EXERCISE BRIEF:
Reproduce the listing below word for word, with no pictures.

DATASET EXCERPT:

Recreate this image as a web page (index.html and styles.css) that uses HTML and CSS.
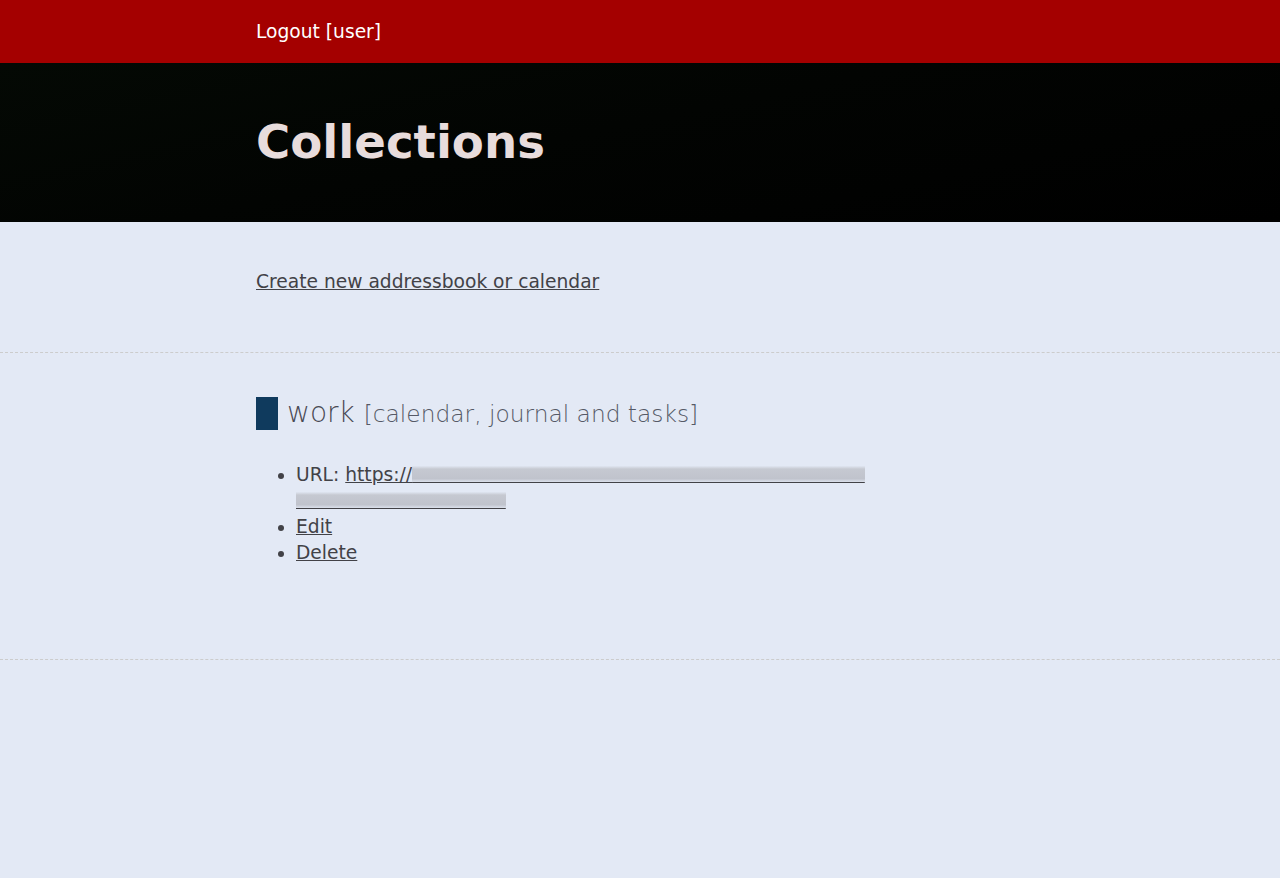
FILE: index.html
```html
<!DOCTYPE html>
<html lang="en">
<head>
<meta charset="utf-8">
<title>Radicale Web Interface</title>
<link rel="stylesheet" href="styles.css">
</head>
<body>
<nav class="topnav">
  <ul>
    <li><a href="#">Logout [user]</a></li>
  </ul>
</nav>
<header class="hero">
  <h1>Collections</h1>
</header>
<main>
  <section class="create">
    <a href="#">Create new addressbook or calendar</a>
  </section>
  <section class="collection">
    <h3 class="title"><span class="color"></span>work <small>[calendar, journal and tasks]</small></h3>
    <ul class="actions">
      <li>URL: <a href="#" class="url">https://<span class="smudge">xxxxxxxxxxxxxxxxxxxxxxxxxxxxxxxxxxxxxxxxx xxxxxxxxxxxxxxxxxxx</span></a></li>
      <li><a href="#">Edit</a></li>
      <li><a href="#">Delete</a></li>
    </ul>
  </section>
  <section class="empty"></section>
</main>
</body>
</html>
```

FILE: styles.css
```css
html, body {
  margin: 0;
}

body {
  background: #e3e9f5;
  color: #424247;
  font-family: "DejaVu Sans", sans-serif;
  font-size: 18.67px;
  line-height: 1.4;
  min-height: 100vh;
  display: flex;
  flex-direction: column;
}

a {
  color: inherit;
}

.topnav {
  background: #a40000;
  color: #ffffff;
  padding: 0 20%;
}

.topnav ul {
  display: flex;
  margin: 0;
  padding: 0;
  list-style: none;
}

.topnav a {
  display: block;
  color: inherit;
  text-decoration: none;
  padding: 18.5px 0.5em 18.5px 0;
}

.hero {
  background: linear-gradient(168deg, #040904 0%, #020402 45%, #000000 100%);
  color: #e8dcdc;
  padding: 46.6px 20%;
}

.hero h1 {
  margin: 0;
  font-size: 2.5em;
  font-weight: bold;
  line-height: 1.4;
}

main {
  flex: 1;
}

section {
  padding: 47px 20% 0;
}

section:not(:last-child) {
  border-bottom: 1px dashed #cccccc;
}

.create {
  height: 83px;
}

.collection {
  padding-top: 40.3px;
  height: 265.7px;
}

.title {
  margin: 0 0 29.8px;
  font-size: 1.5em;
  font-weight: 200;
  line-height: 1.4;
  color: #4a4a54;
}

.title small {
  font-size: 0.833em;
  color: #555966;
}

.color {
  display: inline-block;
  width: 22px;
  height: 33px;
  background: #0f3a5d;
  margin-right: 9px;
  vertical-align: -7.6px;
}

.actions {
  margin: 0;
  padding-left: 40px;
}

.url {
  text-decoration-color: #424247;
}

.smudge {
  color: transparent;
  background: linear-gradient(to bottom,
    rgba(196, 199, 207, 0) 8%,
    rgba(196, 199, 207, 0.95) 24%,
    rgba(190, 193, 202, 0.95) 70%,
    rgba(196, 199, 207, 0) 90%);
}
```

TASK RESULT:
Recreate this image as a web page (index.html and styles.css) that uses HTML and CSS.
FILE: index.html
```html
<!DOCTYPE html>
<html lang="en">
<head>
<meta charset="utf-8">
<title>Radicale Web Interface</title>
<link rel="stylesheet" href="styles.css">
</head>
<body>
<nav class="topnav">
  <ul>
    <li><a href="#">Logout [user]</a></li>
  </ul>
</nav>
<header class="hero">
  <h1>Collections</h1>
</header>
<main>
  <section class="create">
    <a href="#">Create new addressbook or calendar</a>
  </section>
  <section class="collection">
    <h3 class="title"><span class="color"></span>work <small>[calendar, journal and tasks]</small></h3>
    <ul class="actions">
      <li>URL: <a href="#" class="url">https://<span class="smudge">xxxxxxxxxxxxxxxxxxxxxxxxxxxxxxxxxxxxxxxxx xxxxxxxxxxxxxxxxxxx</span></a></li>
      <li><a href="#">Edit</a></li>
      <li><a href="#">Delete</a></li>
    </ul>
  </section>
  <section class="empty"></section>
</main>
</body>
</html>
```

FILE: styles.css
```css
html, body {
  margin: 0;
}

body {
  background: #e3e9f5;
  color: #424247;
  font-family: "DejaVu Sans", sans-serif;
  font-size: 18.67px;
  line-height: 1.4;
  min-height: 100vh;
  display: flex;
  flex-direction: column;
}

a {
  color: inherit;
}

.topnav {
  background: #a40000;
  color: #ffffff;
  padding: 0 20%;
}

.topnav ul {
  display: flex;
  margin: 0;
  padding: 0;
  list-style: none;
}

.topnav a {
  display: block;
  color: inherit;
  text-decoration: none;
  padding: 18.5px 0.5em 18.5px 0;
}

.hero {
  background: linear-gradient(168deg, #040904 0%, #020402 45%, #000000 100%);
  color: #e8dcdc;
  padding: 46.6px 20%;
}

.hero h1 {
  margin: 0;
  font-size: 2.5em;
  font-weight: bold;
  line-height: 1.4;
}

main {
  flex: 1;
}

section {
  padding: 47px 20% 0;
}

section:not(:last-child) {
  border-bottom: 1px dashed #cccccc;
}

.create {
  height: 83px;
}

.collection {
  padding-top: 40.3px;
  height: 265.7px;
}

.title {
  margin: 0 0 29.8px;
  font-size: 1.5em;
  font-weight: 200;
  line-height: 1.4;
  color: #4a4a54;
}

.title small {
  font-size: 0.833em;
  color: #555966;
}

.color {
  display: inline-block;
  width: 22px;
  height: 33px;
  background: #0f3a5d;
  margin-right: 9px;
  vertical-align: -7.6px;
}

.actions {
  margin: 0;
  padding-left: 40px;
}

.url {
  text-decoration-color: #424247;
}

.smudge {
  color: transparent;
  background: linear-gradient(to bottom,
    rgba(196, 199, 207, 0) 8%,
    rgba(196, 199, 207, 0.95) 24%,
    rgba(190, 193, 202, 0.95) 70%,
    rgba(196, 199, 207, 0) 90%);
}
```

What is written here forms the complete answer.